Transformation of Hydrogen to Helium

The first step is the fusion of four hydrogen nuclei to make one helium nucleus. This "hydrogen-burning" phase supplies energy to stars on the main sequence of the Hertzsprung-Russell diagram. There are two chains of reactions by which the conversion of hydrogen to helium is effected: the proton-proton cycle and the carbon-nitrogen-oxygen cycle (sometimes referred to simply as the carbon cycle). They were both first studied and proposed as sources of stellar energy by H. Bethe and independently by C. von Weiszäcker.
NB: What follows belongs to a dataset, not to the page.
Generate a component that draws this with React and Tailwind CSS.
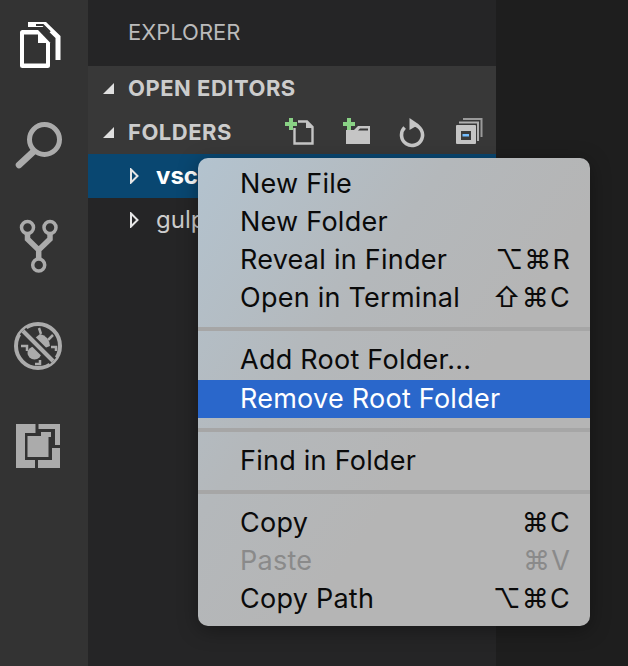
const font = { sans: 'font-["Inter","DejaVu_Sans",sans-serif]' };

function FilesIcon() {
  return (
    <svg width="48" height="48" viewBox="0 0 48 48" fill="none">
      <path d="M14 2.5H31L44 15V38" stroke="#fff" strokeWidth="5" />
      <path d="M8.5 8H24L36 20.5V43.5Q36 46 33.5 46H8.5Q6 46 6 43.5V10.5Q6 8 8.5 8Z" fill="#fff" />
      <path d="M10 12.5H24V21H32V41.5H10Z" fill="#333" />
      <path d="M22 3H29L36 10" stroke="#333" strokeWidth="2" />
    </svg>
  );
}
function SearchIcon() {
  return (
    <svg width="48" height="48" viewBox="0 0 48 48" fill="none" stroke="#ababab">
      <circle cx="30.5" cy="17.5" r="15" strokeWidth="5" />
      <path d="M19 30L5 43" strokeWidth="6.5" strokeLinecap="round" />
    </svg>
  );
}
function GitIcon() {
  return (
    <svg width="48" height="48" viewBox="0 0 48 48" fill="none" stroke="#ababab" className="overflow-visible">
      <circle cx="13.5" cy="5.5" r="6" strokeWidth="3.5" />
      <circle cx="36" cy="5.5" r="6" strokeWidth="3.5" />
      <circle cx="24.7" cy="43" r="6" strokeWidth="3.5" />
      <path d="M13.5 11V17L24.7 28L36 17V11M24.7 28V37" strokeWidth="5.5" />
    </svg>
  );
}
function DebugIcon() {
  return (
    <svg width="48" height="48" viewBox="0 0 48 48" fill="none">
      <circle cx="24" cy="24" r="22" stroke="#ababab" strokeWidth="4" />
      <ellipse cx="20.5" cy="31" rx="7" ry="6.5" fill="#ababab" />
      <path d="M26 12Q35 14 36 24L31 26L21 16Z" fill="#ababab" />
      <path d="M7 24H13V29M26 38V42H21M25 6L27 12M39 13L34 18M37 25H42V29" stroke="#ababab" strokeWidth="2.5" />
      <path d="M9 9L39 39" stroke="#333" strokeWidth="9" />
      <path d="M9 9L39 39" stroke="#ababab" strokeWidth="4" />
    </svg>
  );
}
function ExtIcon() {
  return (
    <svg width="48" height="48" viewBox="0 0 48 48">
      <rect x="2" y="2" width="44" height="44" fill="#ababab" />
      <rect x="21.5" y="2" width="3" height="11" fill="#333" />
      <rect x="21" y="36" width="3" height="10" fill="#333" />
      <rect x="38" y="23" width="8" height="3" fill="#333" />
      <rect x="11" y="11" width="27" height="27" fill="#333" />
      <rect x="24" y="7" width="17" height="17" fill="#333" />
      <rect x="27" y="10" width="10" height="5" fill="#ababab" />
      <rect x="13.5" y="14" width="21" height="21" fill="#ababab" />
    </svg>
  );
}
function SectionCaret() {
  return (
    <svg width="11" height="11" viewBox="0 0 11 11">
      <path d="M11 0V11H0Z" fill="#e0e0e0" />
    </svg>
  );
}
function RowCaret() {
  return (
    <svg width="9" height="16" viewBox="0 0 9 16" fill="none">
      <path d="M1 1.5L7.5 8L1 14.5Z" stroke="#e6e6e6" strokeWidth="2" />
    </svg>
  );
}
function Plus() {
  return <path d="M5 0H9V4H13V8H9V12H5V8H1V4H5Z" fill="#89d185" />;
}
function NewFileIcon() {
  return (
    <svg width="32" height="32" viewBox="0 0 32 32" fill="none">
      <path d="M10.5 12V27.5H28.5V11L23 5.5H14" stroke="#c5c5c5" strokeWidth="2.4" />
      <path d="M22 5V12H29Z" fill="#c5c5c5" />
      <g transform="translate(0 2)"><Plus /></g>
    </svg>
  );
}
function NewFolderIcon() {
  return (
    <svg width="32" height="32" viewBox="0 0 32 32">
      <path d="M6 28V14H14L18 10H30V28Z" fill="#c5c5c5" />
      <path d="M20 12.5H28V14.5H18Z" fill="#383838" />
      <g transform="translate(2 2)"><Plus /></g>
    </svg>
  );
}
function RefreshIcon() {
  return (
    <svg width="32" height="32" viewBox="0 0 32 32" fill="none">
      <path d="M8.6 11.6A10.5 10.5 0 1 0 18 8.7" stroke="#c5c5c5" strokeWidth="3.6" />
      <path d="M13.5 2L23 8.5L13.5 14Z" fill="#c5c5c5" />
    </svg>
  );
}
function CollapseIcon() {
  return (
    <svg width="32" height="32" viewBox="0 0 32 32" fill="none">
      <path d="M11 3H29.5V21" stroke="#9a9a9a" strokeWidth="2" />
      <path d="M7 6.5H26V25" stroke="#b0b0b0" strokeWidth="2" />
      <rect x="3" y="8" width="22" height="21" fill="#383838" />
      <rect x="4" y="9" width="20" height="19" rx="1" fill="#c5c5c5" />
      <rect x="9" y="15" width="10" height="9" fill="#3a3a3a" />
      <rect x="10.5" y="18" width="6.5" height="2.5" fill="#75beff" />
    </svg>
  );
}

function Section({ label, children }) {
  return (
    <div className="flex h-[44px] items-center bg-[#383838] pl-[15px]">
      <SectionCaret />
      <span className="ml-[14px] text-[22px] font-bold tracking-[0.5px] text-[#cccccc]">{label}</span>
      {children}
    </div>
  );
}
function TreeRow({ label, className }) {
  return (
    <div className={`flex h-[44px] items-center pl-[42px] text-[24px] ${className}`}>
      <RowCaret />
      <span className="ml-[17px]">{label}</span>
    </div>
  );
}
function Item({ label, keys, active, disabled }) {
  const color = active ? "bg-[#2a67cb] text-white" : disabled ? "text-[#8a8a8a]" : "text-[#0a0a0a]";
  return (
    <div className={`flex h-[38px] items-center justify-between pl-[42px] pr-[19px] ${color}`}>
      <span>{label}</span>
      {keys && <span className="tracking-[1.2px]">{keys}</span>}
    </div>
  );
}
function Sep() {
  return (
    <div className="flex h-[24px] items-center">
      <div className="h-[4px] w-full bg-[#a6a6a6]" />
    </div>
  );
}

export default function App() {
  return (
    <div className={`relative flex h-[666px] w-[628px] overflow-hidden bg-[#1e1e1e] ${font.sans}`}>
      <div className="flex w-[88px] flex-col gap-[52px] bg-[#333333] pl-[14px] pt-[22px]">
        <FilesIcon />
        <SearchIcon />
        <GitIcon />
        <DebugIcon />
        <ExtIcon />
      </div>
      <div className="w-[408px] bg-[#252526]">
        <div className="flex h-[66px] items-center pb-[2px] pl-[40px] text-[22px] text-[#bbbbbb]">EXPLORER</div>
        <Section label="OPEN EDITORS" />
        <Section label="FOLDERS">
          <div className="ml-auto flex gap-[24px] pr-[12px]">
            <NewFileIcon />
            <NewFolderIcon />
            <RefreshIcon />
            <CollapseIcon />
          </div>
        </Section>
        <TreeRow label="vscode" className="bg-[#094771] font-bold text-white" />
        <TreeRow label="gulp" className="text-[#cccccc]" />
      </div>
      <div className="absolute left-[198px] top-[158px] h-[468px] w-[392px] overflow-hidden rounded-[10px] bg-[linear-gradient(125deg,#b3c3cf_0%,#b4b8bb_35%,#b5b5b5_60%)] pt-[7px] text-[27px] leading-[38px] tracking-[0.25px] shadow-[0_4px_20px_rgba(0,0,0,0.35)]">
        <Item label="New File" />
        <Item label="New Folder" />
        <Item label="Reveal in Finder" keys="⌥⌘R" />
        <Item label="Open in Terminal" keys="⇧⌘C" />
        <Sep />
        <Item label="Add Root Folder..." />
        <div className="h-px" />
        <Item label="Remove Root Folder" active />
        <Sep />
        <Item label="Find in Folder" />
        <Sep />
        <Item label="Copy" keys="⌘C" />
        <Item label="Paste" keys="⌘V" disabled />
        <Item label="Copy Path" keys="⌥⌘C" />
      </div>
    </div>
  );
}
The proton-proton cycle operates in less massive and luminous stars like the sun, while the carbon-nitrogen-oxygen cycle (which speeds up dramatically at higher temperatures) dominates in more massive and luminous stars.

The Proton-Proton Cycle

In the proton-proton cycle, two hydrogen nuclei (protons) are fused and one of these protons is converted to a neutron by beta decay to make a deuterium nucleus (one proton and one neutron). Then a third proton is added to deuterium to form the light isotope of helium, helium-3. When two helium-3 nuclei collide, they form a nucleus of ordinary helium, helium-4 (two protons and two neutrons), and release two protons. In each of these steps considerable energy is also released.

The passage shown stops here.